Courting the Squall | |
Type: | Album |
Artist: | Guy Garvey |
Cover: | Guy Garvey - Courting the Squall.jpg |
Recorded: | Real World Studios, Box, Wiltshire, England |
Label: | Polydor |
Courting the Squall is the debut solo album by the English musician Guy Garvey, who is best known as the lead singer of Elbow. It was released on 30 October 2015 in the UK through Polydor.[1]

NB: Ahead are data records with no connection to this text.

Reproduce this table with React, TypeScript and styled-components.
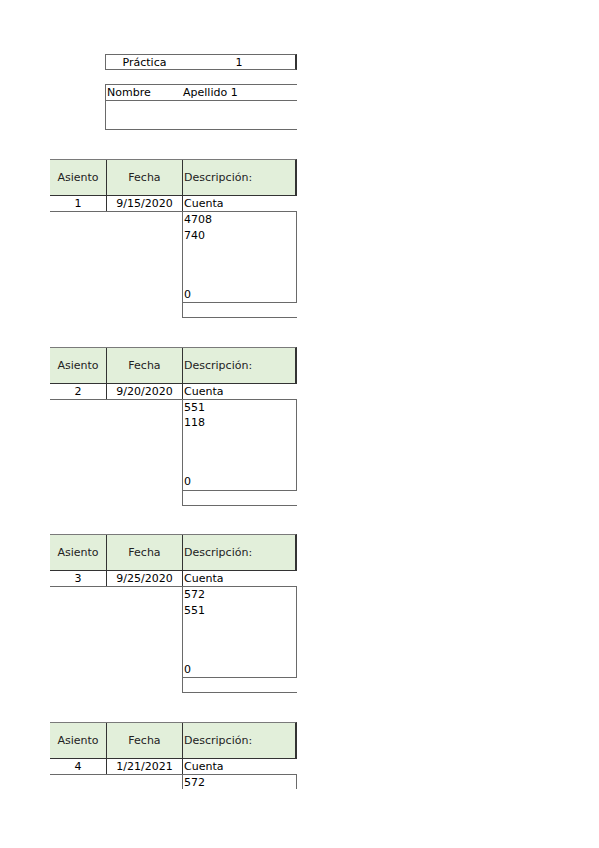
import React from "react";
import styled, { createGlobalStyle } from "styled-components";

const Global = createGlobalStyle`
  html, body { margin: 0; padding: 0; background: #ffffff; }
  body { font-family: "DejaVu Sans", "Liberation Sans", sans-serif; font-size: 11px; color: #000; }
`;

const Page = styled.div`
  height: 789px;
  overflow: hidden;
  padding-left: 50px;
  padding-top: 54px;
  box-sizing: border-box;
`;

const Sheet = styled.div`
  width: 247px;
  display: flex;
  flex-direction: column;
`;

const PracticaBox = styled.div`
  margin-left: 55px;
  height: 16px;
  box-sizing: border-box;
  display: grid;
  grid-template-columns: 77px 1fr;
  border-top: 1px solid #6a6a6a;
  border-bottom: 1px solid #6a6a6a;
  border-left: 1px solid #6a6a6a;
  border-right: 2px solid #333;
`;

const Cell = styled.div<{ $align?: "left" | "center" }>`
  display: flex;
  align-items: center;
  justify-content: ${(p) => (p.$align === "left" ? "flex-start" : "center")};
  padding-left: ${(p) => (p.$align === "left" ? "1px" : "0")};
  line-height: 1;
  white-space: nowrap;
  overflow: hidden;
`;

const NameBox = styled.div`
  margin-left: 55px;
  margin-top: 14px;
  height: 46px;
  box-sizing: border-box;
  border-top: 1px solid #6a6a6a;
  border-bottom: 1px solid #6a6a6a;
  border-left: 1px solid #6a6a6a;
  display: flex;
  flex-direction: column;
`;

const NameRow = styled.div`
  height: 16px;
  box-sizing: border-box;
  border-bottom: 1px solid #6a6a6a;
  display: grid;
  grid-template-columns: 76px 1fr;
`;

const Section = styled.div`
  margin-top: 29px;
  display: flex;
  flex-direction: column;
  &:nth-of-type(n + 4) {
    margin-top: 28.6px;
  }
`;

const Header = styled.div`
  height: 37px;
  box-sizing: border-box;
  background: #e2efda;
  border-top: 1px solid #7a7a7a;
  border-bottom: 1px solid #333;
  border-right: 2px solid #333;
  display: grid;
  grid-template-columns: 56px 76px 1fr;
  color: #222;
`;

const HeadCell = styled(Cell)`
  & + & {
    border-left: 1px solid #333;
  }
`;

const DataRow = styled.div`
  height: 16px;
  box-sizing: border-box;
  border-bottom: 1px solid #6a6a6a;
  display: grid;
  grid-template-columns: 56px 76px 1fr;
`;

const RowCell = styled(Cell)`
  & + & {
    border-left: 1px solid #333;
  }
`;

const AccountBox = styled.div`
  margin-left: 132px;
  height: 91px;
  box-sizing: border-box;
  border-left: 1px solid #6a6a6a;
  border-right: 1px solid #6a6a6a;
  border-bottom: 1px solid #6a6a6a;
  display: flex;
  flex-direction: column;
  padding-left: 1px;
`;

const Line = styled.div`
  height: 15.5px;
  line-height: 15.5px;
  white-space: nowrap;
`;

const Spacer = styled.div`
  flex: 1;
`;

const TotalRow = styled.div`
  margin-left: 132px;
  height: 15px;
  box-sizing: border-box;
  border-left: 1px solid #6a6a6a;
  border-bottom: 1px solid #6a6a6a;
`;

type Entry = { n: string; date: string; accounts: string[] };

const entries: Entry[] = [
  { n: "1", date: "9/15/2020", accounts: ["4708", "740"] },
  { n: "2", date: "9/20/2020", accounts: ["551", "118"] },
  { n: "3", date: "9/25/2020", accounts: ["572", "551"] },
  { n: "4", date: "1/21/2021", accounts: ["572"] },
];

export default function App() {
  return (
    <>
      <Global />
      <Page>
        <Sheet>
          <PracticaBox>
            <Cell>Práctica</Cell>
            <Cell>1</Cell>
          </PracticaBox>
          <NameBox>
            <NameRow>
              <Cell $align="left">Nombre</Cell>
              <Cell $align="left">Apellido 1</Cell>
            </NameRow>
          </NameBox>
          {entries.map((e) => (
            <Section key={e.n}>
              <Header>
                <HeadCell>Asiento</HeadCell>
                <HeadCell>Fecha</HeadCell>
                <HeadCell $align="left">Descripción:</HeadCell>
              </Header>
              <DataRow>
                <RowCell>{e.n}</RowCell>
                <RowCell>{e.date}</RowCell>
                <RowCell $align="left">Cuenta</RowCell>
              </DataRow>
              <AccountBox>
                {e.accounts.map((a, i) => (
                  <Line key={i}>{a}</Line>
                ))}
                <Spacer />
                <Line>0</Line>
              </AccountBox>
              <TotalRow />
            </Section>
          ))}
        </Sheet>
      </Page>
    </>
  );
}
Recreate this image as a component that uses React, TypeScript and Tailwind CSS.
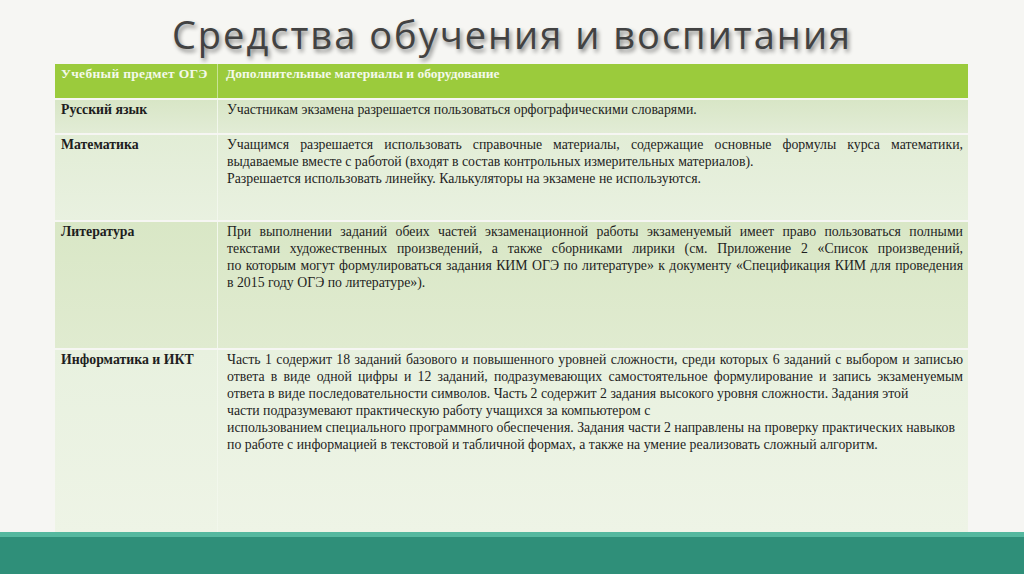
const serif = { fontFamily: '"Liberation Serif", "Times New Roman", serif' };

type Line = { text: string; justify?: boolean };

const ROWS: { subject: string; bg: string; height: string; lines: Line[] }[] = [
  {
    subject: 'Русский язык',
    bg: 'bg-gradient-to-b from-[#d8e6c6] to-[#e2ecd6]',
    height: 'h-[33px]',
    lines: [{ text: 'Участникам экзамена разрешается пользоваться орфографическими словарями.' }],
  },
  {
    subject: 'Математика',
    bg: 'bg-gradient-to-b from-[#e2edd6] to-[#e9f1e0]',
    height: 'h-[85px]',
    lines: [
      {
        text: 'Учащимся разрешается использовать справочные материалы, содержащие основные формулы курса математики,',
        justify: true,
      },
      { text: 'выдаваемые вместе с работой (входят в состав контрольных измерительных материалов).' },
      { text: 'Разрешается использовать линейку. Калькуляторы на экзамене не используются.' },
    ],
  },
  {
    subject: 'Литература',
    bg: 'bg-gradient-to-b from-[#d9e7c6] to-[#e0ebd0]',
    height: 'h-[126px]',
    lines: [
      {
        text: 'При выполнении заданий обеих частей экзаменационной работы экзаменуемый имеет право пользоваться полными',
        justify: true,
      },
      {
        text: 'текстами художественных произведений, а также сборниками лирики (см. Приложение 2 «Список произведений,',
        justify: true,
      },
      {
        text: 'по которым могут формулироваться задания КИМ ОГЭ по литературе» к документу «Спецификация КИМ для проведения',
        justify: true,
      },
      { text: 'в 2015 году ОГЭ по литературе»).' },
    ],
  },
  {
    subject: 'Информатика и ИКТ',
    bg: 'bg-gradient-to-b from-[#e8f1df] to-[#eef4e6]',
    height: 'h-[182px]',
    lines: [
      {
        text: 'Часть 1 содержит 18 заданий базового и повышенного уровней сложности, среди которых 6 заданий с выбором и записью',
        justify: true,
      },
      {
        text: 'ответа в виде одной цифры и 12 заданий, подразумевающих самостоятельное формулирование и запись экзаменуемым',
        justify: true,
      },
      { text: 'ответа в виде последовательности символов. Часть 2 содержит 2 задания высокого уровня сложности. Задания этой' },
      { text: 'части подразумевают практическую работу учащихся за компьютером с' },
      {
        text: 'использованием специального программного обеспечения. Задания части 2 направлены на проверку практических навыков',
      },
      { text: 'по работе с информацией в текстовой и табличной формах, а также на умение реализовать сложный алгоритм.' },
    ],
  },
];

export default function App() {
  return (
    <div className="flex h-[574px] w-[1024px] flex-col overflow-hidden bg-[#f6f6f3]">
      <h1
        className="flex h-[64px] items-start justify-center pt-[10px] text-[38px] leading-[48px] tracking-[2px] text-[#424242] [text-shadow:2px_3px_4px_rgba(0,0,0,0.45)]"
        style={{ fontFamily: '"Open Sans", "Liberation Sans", sans-serif' }}
      >
        Средства обучения и воспитания
      </h1>

      <div className="mx-[55px] flex w-[913px] flex-col gap-[2px]" style={serif}>
        <div className="flex h-[34px] bg-[#9bcb3c] text-[13.5px] font-bold leading-[16px] text-[#f4f9ea]">
          <div className="w-[162px] whitespace-nowrap pl-[6px] pt-[2px] tracking-[0.3px]">Учебный предмет ОГЭ</div>
          <div className="w-[1px] bg-[#c8e396]" />
          <div className="flex-1 pl-[8px] pt-[2px]">Дополнительные материалы и оборудование</div>
        </div>

        {ROWS.map((row) => (
          <div key={row.subject} className={`flex ${row.height} ${row.bg} text-[13.8px] leading-[17px] text-[#1e1e1e]`}>
            <div className="w-[162px] pl-[6px] pt-[1px] font-bold">{row.subject}</div>
            <div className="w-[1px] bg-[#f2f7ec]" />
            <div className="flex-1 pl-[9px] pr-[5px] pt-[1px]">
              {row.lines.map((l, i) => (
                <div
                  key={i}
                  className={l.justify ? 'text-justify [text-align-last:justify]' : 'whitespace-nowrap'}
                >
                  {l.text}
                </div>
              ))}
            </div>
          </div>
        ))}
      </div>

      <div className="mt-auto h-[5px] bg-[#55b89f]" />
      <div className="h-[37px] bg-[#2f8f79]" />
    </div>
  );
}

Writing in Mojo, James McNair said:
'Courting the Squall' finds Garvey and 'his favourite players outside elbow' on superlative, genre-hopping form. The minimalist marvel of in-the-pocket groove that is 'Unwind' blossoms thanks to Pete Jobson of I Am Kloot's divine guitar motif. Harder Edges and Belly Of The Whale mine a kind of wiry, colliery funk and Electricity, a perfectly weighted duet with Jolie Holland, soothes and transports like some between the wars jazz standard. Better yet, Garvey's poetics have acquired still more acuity, and never more so than on the sublime Marxaphone and Pixaphone infused reverie 'Juggernaut'.[2]
The Independent said:
At the album’s heart, however, are the sketched impressions of quiet emotional turmoil that have become part of Garvey’s stock-in-trade, a personal space bookended here by the ebullient energy so charmingly contained by the plaintive melodica, cycling piano and dulcimer of 'Juggernaut' and the gloom that finds him "missing that moody girl" in 'Harder Edges'. "I’m sick of ticking boredom, counting down the beating hours,” he notes; “She was capable of kind, but not inclined" – a couplet that carries a whole world of regret.[3]
Helen Brown of The Daily Telegraph said:
The result is more urgent, less reassuringly structured than your typical Elbow record. Gone are the cross currents of texture, soaring melodies and matey glow. But it's exciting to hear Garvey out on a limb, his windblown voice often striking out alone across the bare wire of a basic groove.[4]
Rob Mesure of musicOMH concluded the album was "as down-to-earth and likeable as its creator" and said it was "an enjoyable collection that mostly avoids the pitfalls of solo albums by members of successful bands that are still very much a going concern."[5]